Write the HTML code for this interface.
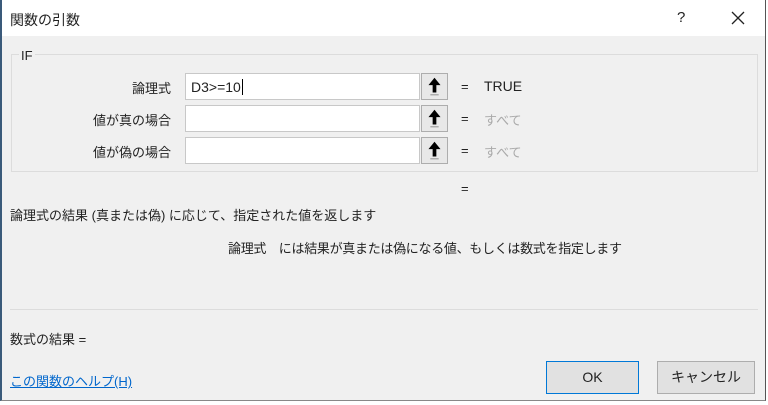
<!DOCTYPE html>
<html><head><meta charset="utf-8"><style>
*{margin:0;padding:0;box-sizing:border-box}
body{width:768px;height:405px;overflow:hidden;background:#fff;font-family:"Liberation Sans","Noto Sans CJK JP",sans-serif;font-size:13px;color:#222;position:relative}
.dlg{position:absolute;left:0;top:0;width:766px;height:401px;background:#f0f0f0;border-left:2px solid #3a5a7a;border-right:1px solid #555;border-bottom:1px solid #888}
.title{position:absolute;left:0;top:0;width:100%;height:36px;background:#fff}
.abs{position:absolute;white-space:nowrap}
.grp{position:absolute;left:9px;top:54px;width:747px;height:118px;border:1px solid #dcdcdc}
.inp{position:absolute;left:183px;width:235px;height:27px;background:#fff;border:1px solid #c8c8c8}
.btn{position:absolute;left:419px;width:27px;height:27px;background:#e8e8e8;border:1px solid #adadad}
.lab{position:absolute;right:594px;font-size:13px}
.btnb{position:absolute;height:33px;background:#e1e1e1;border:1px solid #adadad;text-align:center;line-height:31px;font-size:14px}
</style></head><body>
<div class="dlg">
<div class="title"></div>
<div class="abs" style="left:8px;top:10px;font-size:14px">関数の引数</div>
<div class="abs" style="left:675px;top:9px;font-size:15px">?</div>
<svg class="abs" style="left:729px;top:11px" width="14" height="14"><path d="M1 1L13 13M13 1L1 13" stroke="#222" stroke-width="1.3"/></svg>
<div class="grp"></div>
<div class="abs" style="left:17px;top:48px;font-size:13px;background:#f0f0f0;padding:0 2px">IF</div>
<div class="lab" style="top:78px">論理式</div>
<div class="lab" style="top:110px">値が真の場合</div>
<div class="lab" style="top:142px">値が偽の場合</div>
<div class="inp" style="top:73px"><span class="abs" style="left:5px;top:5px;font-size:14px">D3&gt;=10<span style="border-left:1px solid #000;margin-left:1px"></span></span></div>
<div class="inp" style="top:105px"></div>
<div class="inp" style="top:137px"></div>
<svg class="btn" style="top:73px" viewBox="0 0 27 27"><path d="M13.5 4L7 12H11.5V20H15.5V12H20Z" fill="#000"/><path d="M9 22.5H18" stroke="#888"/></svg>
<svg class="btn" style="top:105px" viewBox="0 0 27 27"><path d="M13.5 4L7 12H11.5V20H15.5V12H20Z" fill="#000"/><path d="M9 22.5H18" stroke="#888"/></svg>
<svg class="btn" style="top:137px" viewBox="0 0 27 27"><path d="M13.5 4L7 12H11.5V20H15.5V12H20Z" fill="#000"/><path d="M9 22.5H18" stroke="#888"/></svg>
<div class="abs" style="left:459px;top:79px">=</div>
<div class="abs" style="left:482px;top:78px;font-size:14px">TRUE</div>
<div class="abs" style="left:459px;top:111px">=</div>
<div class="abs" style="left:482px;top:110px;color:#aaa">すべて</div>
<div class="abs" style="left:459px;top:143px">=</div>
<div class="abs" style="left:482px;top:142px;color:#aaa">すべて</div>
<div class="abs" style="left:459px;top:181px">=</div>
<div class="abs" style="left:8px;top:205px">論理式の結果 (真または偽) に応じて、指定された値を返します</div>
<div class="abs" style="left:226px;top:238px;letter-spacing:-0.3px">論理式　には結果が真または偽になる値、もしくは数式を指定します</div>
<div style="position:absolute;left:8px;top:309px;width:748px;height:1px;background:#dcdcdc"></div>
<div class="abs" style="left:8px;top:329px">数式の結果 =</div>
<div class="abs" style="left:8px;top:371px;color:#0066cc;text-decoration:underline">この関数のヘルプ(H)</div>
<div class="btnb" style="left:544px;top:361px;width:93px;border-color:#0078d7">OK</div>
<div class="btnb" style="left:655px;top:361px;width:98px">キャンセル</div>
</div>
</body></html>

::::

## What this task involves
Restate the whole listing above exactly, please, omitting every image.

## The solution
Write the HTML code for this interface.
<!DOCTYPE html>
<html><head><meta charset="utf-8"><style>
*{margin:0;padding:0;box-sizing:border-box}
body{width:768px;height:405px;overflow:hidden;background:#fff;font-family:"Liberation Sans","Noto Sans CJK JP",sans-serif;font-size:13px;color:#222;position:relative}
.dlg{position:absolute;left:0;top:0;width:766px;height:401px;background:#f0f0f0;border-left:2px solid #3a5a7a;border-right:1px solid #555;border-bottom:1px solid #888}
.title{position:absolute;left:0;top:0;width:100%;height:36px;background:#fff}
.abs{position:absolute;white-space:nowrap}
.grp{position:absolute;left:9px;top:54px;width:747px;height:118px;border:1px solid #dcdcdc}
.inp{position:absolute;left:183px;width:235px;height:27px;background:#fff;border:1px solid #c8c8c8}
.btn{position:absolute;left:419px;width:27px;height:27px;background:#e8e8e8;border:1px solid #adadad}
.lab{position:absolute;right:594px;font-size:13px}
.btnb{position:absolute;height:33px;background:#e1e1e1;border:1px solid #adadad;text-align:center;line-height:31px;font-size:14px}
</style></head><body>
<div class="dlg">
<div class="title"></div>
<div class="abs" style="left:8px;top:10px;font-size:14px">関数の引数</div>
<div class="abs" style="left:675px;top:9px;font-size:15px">?</div>
<svg class="abs" style="left:729px;top:11px" width="14" height="14"><path d="M1 1L13 13M13 1L1 13" stroke="#222" stroke-width="1.3"/></svg>
<div class="grp"></div>
<div class="abs" style="left:17px;top:48px;font-size:13px;background:#f0f0f0;padding:0 2px">IF</div>
<div class="lab" style="top:78px">論理式</div>
<div class="lab" style="top:110px">値が真の場合</div>
<div class="lab" style="top:142px">値が偽の場合</div>
<div class="inp" style="top:73px"><span class="abs" style="left:5px;top:5px;font-size:14px">D3&gt;=10<span style="border-left:1px solid #000;margin-left:1px"></span></span></div>
<div class="inp" style="top:105px"></div>
<div class="inp" style="top:137px"></div>
<svg class="btn" style="top:73px" viewBox="0 0 27 27"><path d="M13.5 4L7 12H11.5V20H15.5V12H20Z" fill="#000"/><path d="M9 22.5H18" stroke="#888"/></svg>
<svg class="btn" style="top:105px" viewBox="0 0 27 27"><path d="M13.5 4L7 12H11.5V20H15.5V12H20Z" fill="#000"/><path d="M9 22.5H18" stroke="#888"/></svg>
<svg class="btn" style="top:137px" viewBox="0 0 27 27"><path d="M13.5 4L7 12H11.5V20H15.5V12H20Z" fill="#000"/><path d="M9 22.5H18" stroke="#888"/></svg>
<div class="abs" style="left:459px;top:79px">=</div>
<div class="abs" style="left:482px;top:78px;font-size:14px">TRUE</div>
<div class="abs" style="left:459px;top:111px">=</div>
<div class="abs" style="left:482px;top:110px;color:#aaa">すべて</div>
<div class="abs" style="left:459px;top:143px">=</div>
<div class="abs" style="left:482px;top:142px;color:#aaa">すべて</div>
<div class="abs" style="left:459px;top:181px">=</div>
<div class="abs" style="left:8px;top:205px">論理式の結果 (真または偽) に応じて、指定された値を返します</div>
<div class="abs" style="left:226px;top:238px;letter-spacing:-0.3px">論理式　には結果が真または偽になる値、もしくは数式を指定します</div>
<div style="position:absolute;left:8px;top:309px;width:748px;height:1px;background:#dcdcdc"></div>
<div class="abs" style="left:8px;top:329px">数式の結果 =</div>
<div class="abs" style="left:8px;top:371px;color:#0066cc;text-decoration:underline">この関数のヘルプ(H)</div>
<div class="btnb" style="left:544px;top:361px;width:93px;border-color:#0078d7">OK</div>
<div class="btnb" style="left:655px;top:361px;width:98px">キャンセル</div>
</div>
</body></html>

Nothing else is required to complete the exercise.